Holding — Johnson, J.
- The Idaho Supreme Court held that claim preclusion and issue preclusion did not bar Bell Rapids's claims against Hausner for the 1992 operating and maintenance assessment.
Rule
- Claim preclusion and issue preclusion do not apply when a claim was not ripe for adjudication in a prior action and when the issues presented are not the same as those previously decided.
Reasoning
- The Idaho Supreme Court reasoned that the claim for the 1992 assessment was not ripe for adjudication during the first lawsuit, Hausner I, because the assessment had not been made when that case was submitted to the court.
- It explained that the legal principles of claim preclusion do not apply if the matter was not ripe in the previous action.
- Additionally, the Court found that the issues in Hausner II were not the same as those in Hausner I, as the previous case did not address the new legal theories presented by Bell Rapids regarding the operating agreement and unjust enrichment.
- The Court concluded that since the trial court did not consider these new theories in the first case, issue preclusion also did not apply.
- Therefore, the case was remanded for further proceedings to resolve the matter of the 1992 assessment.
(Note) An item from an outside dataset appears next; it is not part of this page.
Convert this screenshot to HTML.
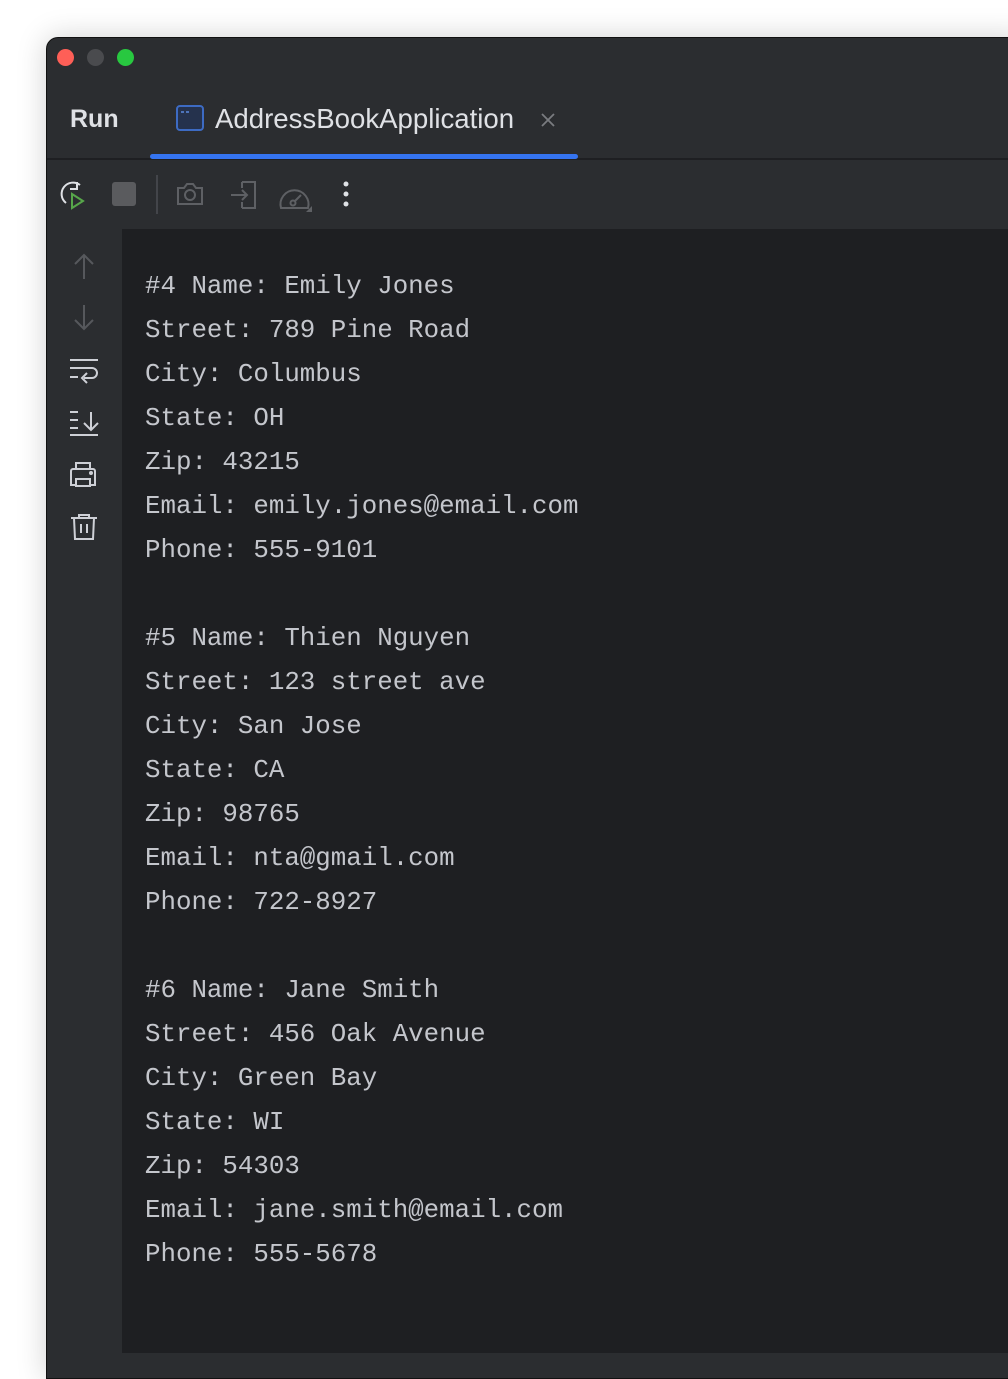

Deep Dive: How the Court Reached Its Decision
Claim Preclusion Analysis
The court first examined whether claim preclusion barred Bell Rapids's claim for the 1992 operating and maintenance (O&M) assessment. Under the doctrine of claim preclusion, a final judgment in a previous action extinguishes all claims arising from the same transaction or series of transactions. The court referenced the precedent set in Diamond v. Farmers Group, Inc., which emphasized evaluating the factual grouping of claims based on their relatedness in time, space, origin, and motivation. In this instance, the court acknowledged that both the 1992 assessment and the prior assessments from 1988 to 1991 arose from the same transaction. However, the court found that the 1992 O&M assessment was not ripe for adjudication in the earlier lawsuit, Hausner I. The court noted that the assessment had not been made at the time the previous case was submitted for decision and concluded that, since the claim was not ripe during Hausner I, claim preclusion could not apply. Thus, the court determined that Bell Rapids's claim was valid and could proceed.
Issue Preclusion Analysis
The court then analyzed whether issue preclusion barred the litigation of new issues in Hausner II. The court employed the five-part test from Magic Valley Radiology, P.A. v. Kolouch to assess the applicability of issue preclusion. It determined that the issues presented by Bell Rapids in Hausner II were not identical to those resolved in Hausner I. Hausner attempted to characterize the issue in the earlier case as whether the O&M assessments were illegal, but the court rejected this framing. Instead, the court asserted that the true issue in Hausner I was whether the assessments violated specific Idaho statutes and corporate law. Since the trial court in Hausner I did not address the legality of the assessments under the new legal theories of I.C. § 30-308A or unjust enrichment, the court found that these matters were not litigated previously. Therefore, the court concluded that issue preclusion did not bar the new claims raised by Bell Rapids in Hausner II, allowing the case to proceed.
Ripeness Consideration
Additionally, the court considered the concept of ripeness as it pertained to the claims in question. Ripeness refers to the readiness of a case for adjudication, meaning that a party must have a concrete stake in the controversy before the court can properly adjudicate an issue. The court highlighted that the timeline of events was crucial in determining the ripeness of the 1992 O&M assessment. It noted that the assessment was typically made in March and due in April of the assessment year, yet the trial for Hausner I was submitted in January 1992. Since the 1992 assessment had not been collected or established by that time, the court reasoned that it could not have been ripe for adjudication during the prior case. This lack of ripeness further supported the court's decision that claim preclusion was inapplicable, reinforcing the notion that Bell Rapids's claims needed to be heard in the subsequent litigation.
Conclusion and Remand
Ultimately, the court vacated the trial court's summary judgment in favor of Hausner and remanded the case for further proceedings. By determining that neither claim preclusion nor issue preclusion applied, the court effectively reinstated Bell Rapids's right to pursue the 1992 O&M assessment. The court also noted that it would consider the attorney fees incurred on appeal if Bell Rapids prevailed in the trial court upon remand. This decision allowed the parties to fully litigate the issues surrounding the 1992 assessment, ensuring that all relevant legal theories and factual determinations could be addressed in the forthcoming proceedings. The court's ruling illustrated the importance of ripeness and the distinctiveness of issues when evaluating the applicability of preclusion doctrines in subsequent litigation.